Synopsis:
Six supposed friends (more on this later) receive email from Asuka, a friend of theirs who killed herself a short while ago. The email instructs them all to meet in a particular classroom at midnight. Four of them arrive as instructed, and they are met by a girl wearing a bloody rat mask. The girl seems to potentially be Asuka, because Asuka died wearing that same mask, which she had made in preparation for a modern version of a traditional rat dance she had planned to do with her friends.
The person in the rat mask explains, in writing, that vengeance will be had. To underscore her meaning and seriousness, she drags the bloodied body of one of the missing six friends into the classroom. The other four friends run from the person in the rat mask, only to be chased down, captured, made to participate in a "penalty game," and killed when they fail the game. As they try to survive, the big question all the friends are wondering is "Who is the person in the rat mask?" Is it really Asuka, back from the dead and out for vengeance? Interspersed throughout the movie are scenes from the seven friends' past, during the period just before Asuka killed herself.
Review:
The short version: this is a terrible movie. And not in a “so bad, it's good” kind of way. I can't even recommend making fun of it with a group of friends. It's just plain bad.
The movie's most glaring problem is that it makes no sense. Why does this group of seven people associate with each other? It's stated that they're friends, but they don't seem to have much in common, and several of them don't even seem to like each other.
Asuka was friends with Misato, a timid girl with strict parents. Supposedly, Asuka was dating one of the other friends, a tough delinquent-type guy, although I had a tough time imagining the two of them talking to each other outside of school. The delinquent-type guy was fooling around with Saki behind Asuka's back. Meanwhile, another guy, who I think was named Kenga, was secretly in love with Asuka. A nerdy guy attached himself to the delinquent-type guy, sorta kinda hoping to hook up with Saki. Then there was a random studious girl tacked onto the group. All these people were part of the group of seven “friends.”
I suppose I could see these people talking to each other and getting together if their class was composed only of them and if they never associated with anybody outside their class. I don't know, maybe this would be considered plausible to a Japanese audience. It wasn't plausible to me. I could see separate cliques within the group and no real reason for those cliques to interact, and yet the movie expected me to believe that they were all “friends,” or at least that Asuka and Misato considered them to be friends.
If they had behaved in ways that made sense, I think the “friends” could have overpowered the person in the rat mask early on, after she made it clear she was unhinged but before she started brandishing a weapon.

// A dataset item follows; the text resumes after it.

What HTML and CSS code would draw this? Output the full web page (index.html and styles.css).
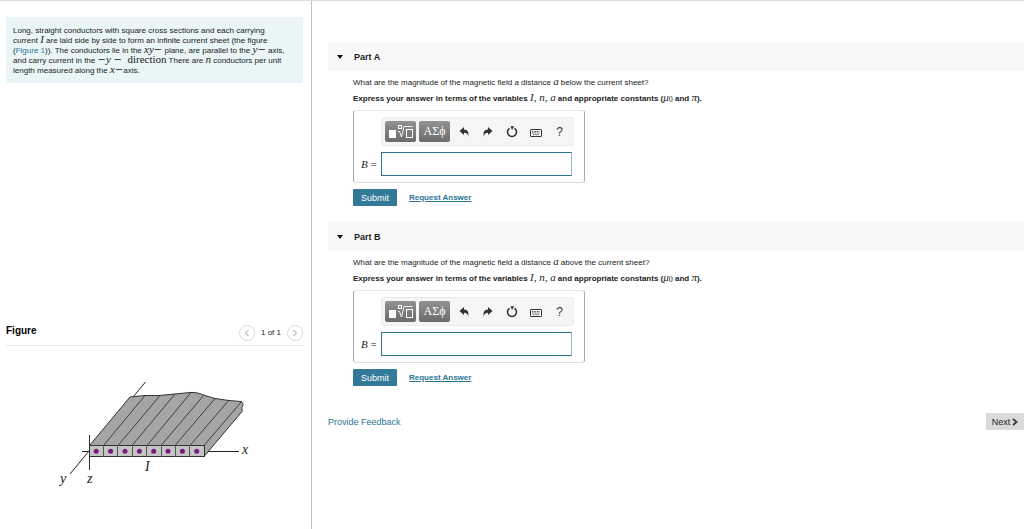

Either that, or at least a few of them could have escaped while the rest were running from or being killed by the person in the mask.

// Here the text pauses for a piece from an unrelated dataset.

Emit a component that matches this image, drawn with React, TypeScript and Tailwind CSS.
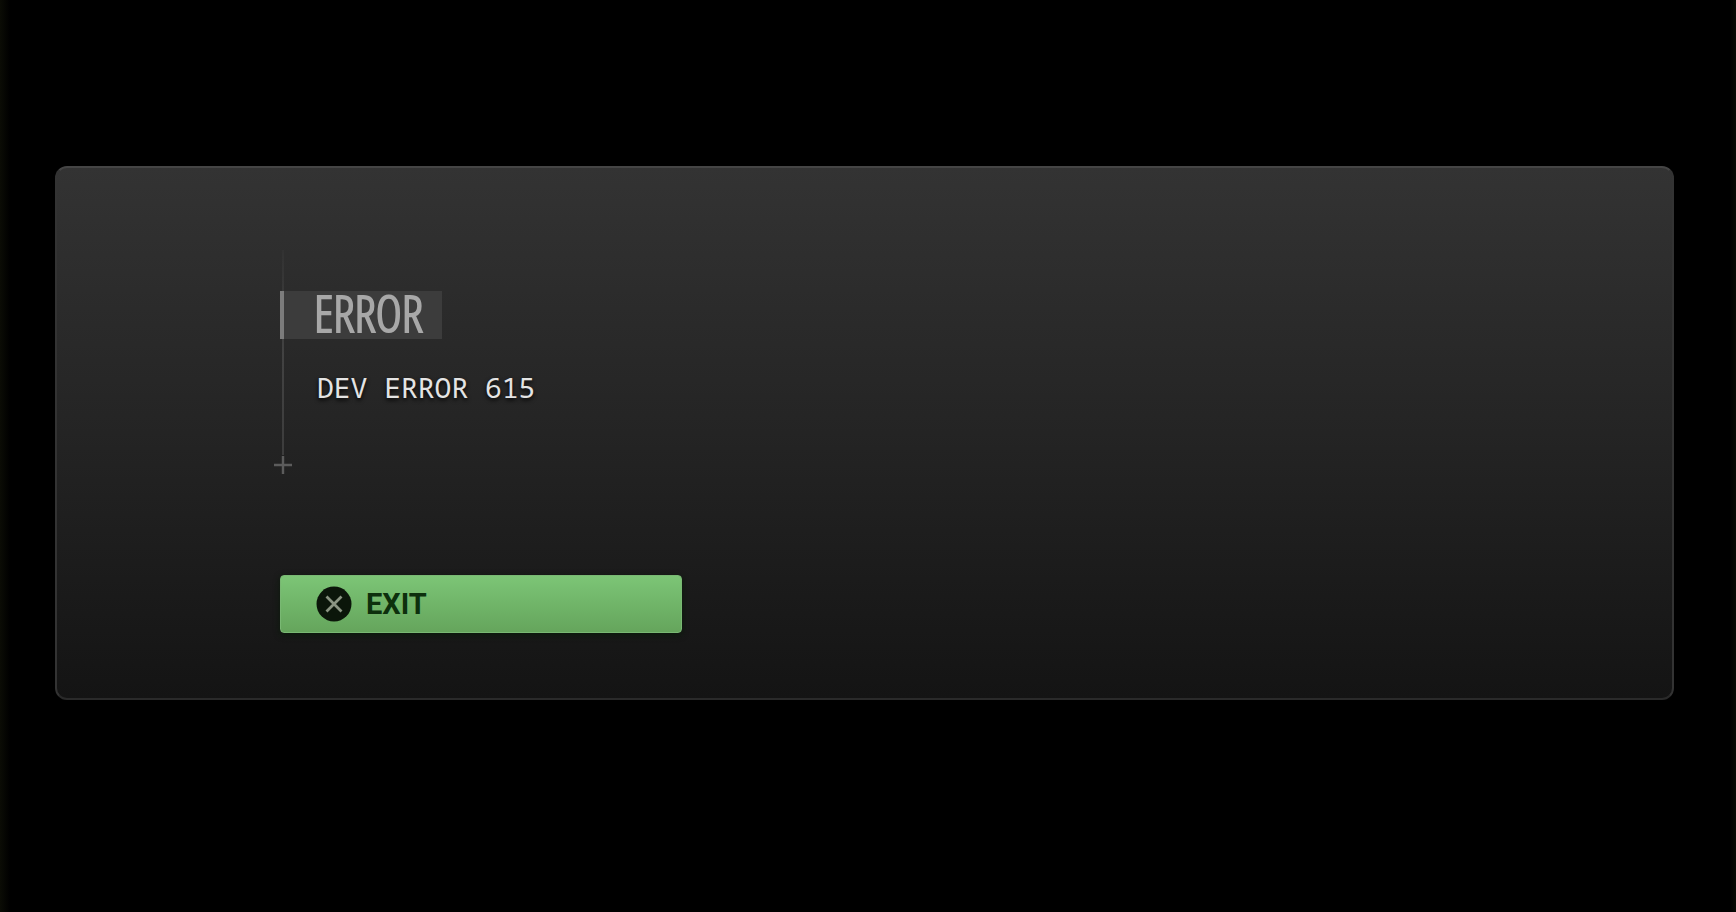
function CrossButtonIcon() {
  return (
    <svg viewBox="0 0 36 36" className="size-9 shrink-0" aria-hidden="true">
      <circle cx="18" cy="18" r="17.5" fill="#0b160a" />
      <path d="M10.5 10.5 25.5 25.5M25.5 10.5 10.5 25.5" stroke="#8a9482" strokeWidth="2.8" fill="none" />
    </svg>
  );
}

function Rule() {
  return (
    <div className="flex w-5 flex-col items-center" aria-hidden="true">
      <span className="w-0.5 grow bg-linear-to-b from-white/2 via-white/12 to-white/12" />
      <svg viewBox="0 0 20 20" className="size-5 shrink-0">
        <path d="M10 1V19M1 10H19" stroke="#5c5c5c" strokeWidth="2.4" />
      </svg>
    </div>
  );
}

export default function App() {
  return (
    <main className="min-h-screen bg-black bg-[linear-gradient(to_right,#0b0c05,#000_10px,#000_calc(100%-6px),#080903)] pt-[166px] pr-[62px] pb-16 pl-[55px]">
      <section
        role="alertdialog"
        aria-labelledby="dialog-title"
        aria-describedby="dialog-message"
        className="rounded-xl border-2 border-t-[#454545] border-x-[#333333] border-b-[#2a2a2a] bg-linear-to-b from-[#333333] via-[#242424] to-[#141414] pt-[82px] pr-16 pb-[65px] pl-[216px]"
      >
        <div className="flex">
          <Rule />
          <div className="flex flex-col items-start pt-[41px] pb-[72px]">
            <h1
              id="dialog-title"
              className="relative -ml-[13px] h-12 border-l-4 border-[#7c7c7c] bg-[#3c3c3c] pr-[19px] pl-[30px] font-['Open_Sans_Condensed_Light','Open_Sans_Condensed','Roboto_Condensed',sans-serif] text-[50px] leading-[45px] font-normal text-[#a8a8a8] [-webkit-text-stroke:2px_#a8a8a8]"
            >
              ERROR
            </h1>
            <p
              id="dialog-message"
              className="mt-8 ml-6 font-['Noto_Sans_Mono','DejaVu_Sans_Mono',monospace] text-[28px] leading-8 text-[#e4e4e4] [text-shadow:0_2px_4px_#000000]"
            >
              DEV ERROR 615
            </p>
          </div>
        </div>
        <button
          type="button"
          className="mt-[100px] ml-[7px] flex h-[58px] w-full max-w-[402px] items-center gap-[14px] rounded-sm border border-[#79b873] bg-linear-to-b from-[#7cc576] to-[#65a55c] pl-[35px] text-left font-['Roboto','Noto_Sans',sans-serif] text-[29px] leading-8 font-bold text-[#0d300d] shadow-[0_2px_6px_#0a1a0a]"
        >
          <CrossButtonIcon />
          EXIT
        </button>
      </section>
    </main>
  );
}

Even if I'm nice and assume that fear made them all act like complete morons, the movie had other problems. I could understand why the friend who unmasked the person in the rat mask would decide to beat that person. I couldn't understand why the friend would put on the rat mask before going after the former wearer of the mask. And it wasn't just one person who did this – at least two people did this. I think maybe viewers were supposed to see the mask as being demonic in some way, but the reason for that was never explained.

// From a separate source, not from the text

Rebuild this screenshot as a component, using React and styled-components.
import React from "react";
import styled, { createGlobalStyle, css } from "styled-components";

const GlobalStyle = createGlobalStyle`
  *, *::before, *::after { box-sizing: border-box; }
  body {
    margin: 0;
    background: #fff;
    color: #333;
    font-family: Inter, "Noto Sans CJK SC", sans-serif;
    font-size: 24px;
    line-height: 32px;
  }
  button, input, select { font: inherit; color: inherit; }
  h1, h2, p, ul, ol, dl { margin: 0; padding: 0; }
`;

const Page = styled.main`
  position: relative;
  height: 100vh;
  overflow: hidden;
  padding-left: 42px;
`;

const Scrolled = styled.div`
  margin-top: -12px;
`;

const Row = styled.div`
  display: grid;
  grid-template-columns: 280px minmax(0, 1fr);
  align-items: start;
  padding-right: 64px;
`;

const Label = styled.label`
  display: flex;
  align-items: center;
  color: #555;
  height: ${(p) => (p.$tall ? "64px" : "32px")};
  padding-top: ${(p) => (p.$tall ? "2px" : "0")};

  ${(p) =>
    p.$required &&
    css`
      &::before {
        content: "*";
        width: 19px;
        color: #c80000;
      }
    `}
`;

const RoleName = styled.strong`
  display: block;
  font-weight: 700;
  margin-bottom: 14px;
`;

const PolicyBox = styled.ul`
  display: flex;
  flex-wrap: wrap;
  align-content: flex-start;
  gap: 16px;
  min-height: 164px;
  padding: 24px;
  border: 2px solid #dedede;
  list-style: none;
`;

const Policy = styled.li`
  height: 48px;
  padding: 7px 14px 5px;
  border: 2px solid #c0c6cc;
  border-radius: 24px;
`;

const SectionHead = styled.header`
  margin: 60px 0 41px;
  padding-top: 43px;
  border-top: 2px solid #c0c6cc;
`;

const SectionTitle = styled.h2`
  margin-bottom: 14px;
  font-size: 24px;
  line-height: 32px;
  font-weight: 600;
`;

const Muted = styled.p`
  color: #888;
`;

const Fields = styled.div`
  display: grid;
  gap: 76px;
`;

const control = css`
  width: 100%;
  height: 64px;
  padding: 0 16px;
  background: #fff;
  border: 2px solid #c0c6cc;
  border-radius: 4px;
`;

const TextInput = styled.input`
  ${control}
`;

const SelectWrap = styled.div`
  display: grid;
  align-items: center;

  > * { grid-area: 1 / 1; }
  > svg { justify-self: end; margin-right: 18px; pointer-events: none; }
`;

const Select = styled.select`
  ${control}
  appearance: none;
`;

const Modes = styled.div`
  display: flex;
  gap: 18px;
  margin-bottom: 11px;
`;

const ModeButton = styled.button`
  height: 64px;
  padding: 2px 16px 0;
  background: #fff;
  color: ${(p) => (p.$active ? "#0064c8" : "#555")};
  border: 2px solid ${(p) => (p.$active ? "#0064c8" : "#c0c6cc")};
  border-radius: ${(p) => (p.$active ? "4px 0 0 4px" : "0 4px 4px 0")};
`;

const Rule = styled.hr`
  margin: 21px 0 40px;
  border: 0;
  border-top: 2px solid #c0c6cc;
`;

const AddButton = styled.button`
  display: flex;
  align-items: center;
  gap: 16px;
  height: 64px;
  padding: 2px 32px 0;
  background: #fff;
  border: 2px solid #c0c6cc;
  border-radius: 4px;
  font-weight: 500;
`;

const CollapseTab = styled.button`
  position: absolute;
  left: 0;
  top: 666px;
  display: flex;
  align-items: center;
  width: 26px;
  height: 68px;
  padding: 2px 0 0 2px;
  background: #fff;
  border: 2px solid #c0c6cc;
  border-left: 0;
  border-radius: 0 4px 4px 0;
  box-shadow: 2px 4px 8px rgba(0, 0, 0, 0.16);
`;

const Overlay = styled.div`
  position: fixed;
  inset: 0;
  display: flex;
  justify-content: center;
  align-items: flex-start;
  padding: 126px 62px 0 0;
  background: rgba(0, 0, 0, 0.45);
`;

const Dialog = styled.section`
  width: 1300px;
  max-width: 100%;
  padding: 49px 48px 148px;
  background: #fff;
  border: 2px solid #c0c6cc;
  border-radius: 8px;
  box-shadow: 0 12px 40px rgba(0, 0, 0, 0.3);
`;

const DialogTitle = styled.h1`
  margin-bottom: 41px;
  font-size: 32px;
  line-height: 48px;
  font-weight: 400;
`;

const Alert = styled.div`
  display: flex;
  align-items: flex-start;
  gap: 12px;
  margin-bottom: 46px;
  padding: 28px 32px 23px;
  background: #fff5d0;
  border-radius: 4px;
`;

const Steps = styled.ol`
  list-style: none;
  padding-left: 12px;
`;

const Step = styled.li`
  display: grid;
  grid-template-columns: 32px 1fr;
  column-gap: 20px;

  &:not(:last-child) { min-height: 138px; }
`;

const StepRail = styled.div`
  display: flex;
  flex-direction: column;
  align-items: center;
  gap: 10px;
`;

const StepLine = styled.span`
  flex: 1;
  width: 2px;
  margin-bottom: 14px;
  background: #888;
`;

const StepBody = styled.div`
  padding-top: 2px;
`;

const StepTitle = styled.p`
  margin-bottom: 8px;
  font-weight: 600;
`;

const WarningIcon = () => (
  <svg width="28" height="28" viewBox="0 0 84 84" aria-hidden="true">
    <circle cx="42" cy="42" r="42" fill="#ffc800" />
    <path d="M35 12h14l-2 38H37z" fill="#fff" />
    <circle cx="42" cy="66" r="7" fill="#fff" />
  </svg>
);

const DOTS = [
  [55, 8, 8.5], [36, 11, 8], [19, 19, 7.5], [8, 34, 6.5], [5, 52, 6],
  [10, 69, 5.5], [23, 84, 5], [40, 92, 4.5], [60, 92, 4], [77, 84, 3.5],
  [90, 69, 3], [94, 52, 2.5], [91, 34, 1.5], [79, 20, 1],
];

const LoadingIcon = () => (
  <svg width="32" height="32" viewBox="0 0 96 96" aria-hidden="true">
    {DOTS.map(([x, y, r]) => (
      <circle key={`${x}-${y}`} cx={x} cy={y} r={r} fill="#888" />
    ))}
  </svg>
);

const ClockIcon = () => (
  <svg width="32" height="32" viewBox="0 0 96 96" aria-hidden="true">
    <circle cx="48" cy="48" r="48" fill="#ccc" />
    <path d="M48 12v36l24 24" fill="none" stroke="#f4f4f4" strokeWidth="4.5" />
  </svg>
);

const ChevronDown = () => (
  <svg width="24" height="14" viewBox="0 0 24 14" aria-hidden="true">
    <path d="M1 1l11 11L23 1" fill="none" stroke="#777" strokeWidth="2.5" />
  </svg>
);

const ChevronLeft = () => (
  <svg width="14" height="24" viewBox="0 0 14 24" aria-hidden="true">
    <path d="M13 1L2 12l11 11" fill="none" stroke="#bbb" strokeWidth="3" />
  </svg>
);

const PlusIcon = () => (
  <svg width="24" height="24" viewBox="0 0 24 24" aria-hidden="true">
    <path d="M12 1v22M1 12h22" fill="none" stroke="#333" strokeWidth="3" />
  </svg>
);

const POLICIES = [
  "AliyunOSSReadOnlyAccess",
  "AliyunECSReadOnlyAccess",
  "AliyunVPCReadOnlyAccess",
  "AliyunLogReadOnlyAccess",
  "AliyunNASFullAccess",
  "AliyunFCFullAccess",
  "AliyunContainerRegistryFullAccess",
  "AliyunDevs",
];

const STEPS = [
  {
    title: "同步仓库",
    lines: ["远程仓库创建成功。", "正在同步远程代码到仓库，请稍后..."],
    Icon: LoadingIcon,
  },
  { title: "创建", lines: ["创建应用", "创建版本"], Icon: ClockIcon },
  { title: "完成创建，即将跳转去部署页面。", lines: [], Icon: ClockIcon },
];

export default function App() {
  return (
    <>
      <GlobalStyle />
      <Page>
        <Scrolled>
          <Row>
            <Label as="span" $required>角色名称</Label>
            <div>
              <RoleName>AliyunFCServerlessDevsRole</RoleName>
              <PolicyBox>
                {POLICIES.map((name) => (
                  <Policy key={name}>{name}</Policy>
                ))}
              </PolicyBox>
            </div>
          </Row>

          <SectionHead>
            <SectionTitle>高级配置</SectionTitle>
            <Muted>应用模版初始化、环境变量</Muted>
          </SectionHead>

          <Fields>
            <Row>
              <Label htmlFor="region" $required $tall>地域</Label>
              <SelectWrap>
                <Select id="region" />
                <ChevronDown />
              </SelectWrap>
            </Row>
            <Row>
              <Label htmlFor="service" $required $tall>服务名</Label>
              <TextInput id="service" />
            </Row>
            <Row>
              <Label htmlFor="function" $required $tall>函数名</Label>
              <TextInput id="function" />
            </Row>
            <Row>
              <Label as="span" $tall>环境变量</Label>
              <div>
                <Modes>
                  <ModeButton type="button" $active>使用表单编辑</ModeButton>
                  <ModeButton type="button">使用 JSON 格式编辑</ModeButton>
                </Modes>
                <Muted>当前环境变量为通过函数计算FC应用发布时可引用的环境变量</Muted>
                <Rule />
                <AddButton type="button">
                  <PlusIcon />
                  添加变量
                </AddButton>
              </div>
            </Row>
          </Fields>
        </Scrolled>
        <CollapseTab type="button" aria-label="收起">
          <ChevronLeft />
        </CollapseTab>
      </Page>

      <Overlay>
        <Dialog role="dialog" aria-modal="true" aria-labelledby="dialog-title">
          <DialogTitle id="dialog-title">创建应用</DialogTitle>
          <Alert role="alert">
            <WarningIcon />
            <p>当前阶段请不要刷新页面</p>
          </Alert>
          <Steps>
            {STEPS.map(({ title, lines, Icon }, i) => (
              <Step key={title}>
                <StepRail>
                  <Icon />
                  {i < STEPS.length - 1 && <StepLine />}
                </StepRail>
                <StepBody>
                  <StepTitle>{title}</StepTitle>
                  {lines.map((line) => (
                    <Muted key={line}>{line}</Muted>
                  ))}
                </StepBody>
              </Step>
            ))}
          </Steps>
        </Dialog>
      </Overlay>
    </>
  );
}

True, Asuka died while wearing the mask, and this wouldn't be the first horror movie to make something evil because it was associated with a person who died. However, the dead person was usually consumed by negative feelings directed at others. According to at least part of the movie, Asuka didn't blame any of her friends for pushing her to suicide. Actually, I'm still not exactly sure why she killed herself. Did she kill herself because her boyfriend left her for Saki? Or because others kept telling her that they hated her habit of smiling all the time? Or because her friends were all refusing to participate in the modern version of the rat dance she'd planned? The movie never says. All those reasons would provide an okay backdrop for some beyond-the-grave rage, but the only thing Asuka said for sure was that she blamed herself for...something.
This is just a mess of a movie that couldn't figure out what it wanted to do, and the final reveals weren't very satisfying. One character appeared out of nowhere, after, as far as I could remember, getting not a single prior mention – the story needed her, so she popped into being. Another character killed after showing no murderous tendencies. I'm not much of a fan of slasher movies, so I may not be the best judge of this, but not even the deaths were very interesting. The writer tried to liven things up a bit with the penalty games, and it just fell flat.
All in all, even if you're just looking for something to make fun of with your friends, there are better movies out there. Go watch one of those.
Watch-alikes:
- A Blood Pledge (live action movie) - I haven't seen this, but it's another horror movie (Korean, rather than Japanese) that can currently be watched via Crunchyroll. A group of friends swears to commit suicide together one night, but the next day only one of them is found dead.
- Scream (live action movie) - Another horror movie featuring a group of friends getting killed off by a masked psycho.
- Terror Train (live action movie) - Another horror movie featuring a group of students being targeted by a masked killer. The students were apparently responsible for some kind of prank. This one has Jamie Lee Curtis.
- Prom Night (live action movie) - Wow, Jamie Lee Curtis was in a lot of movies starring masked killers. In this one, the students being targeted were responsible for the accidental death of a child.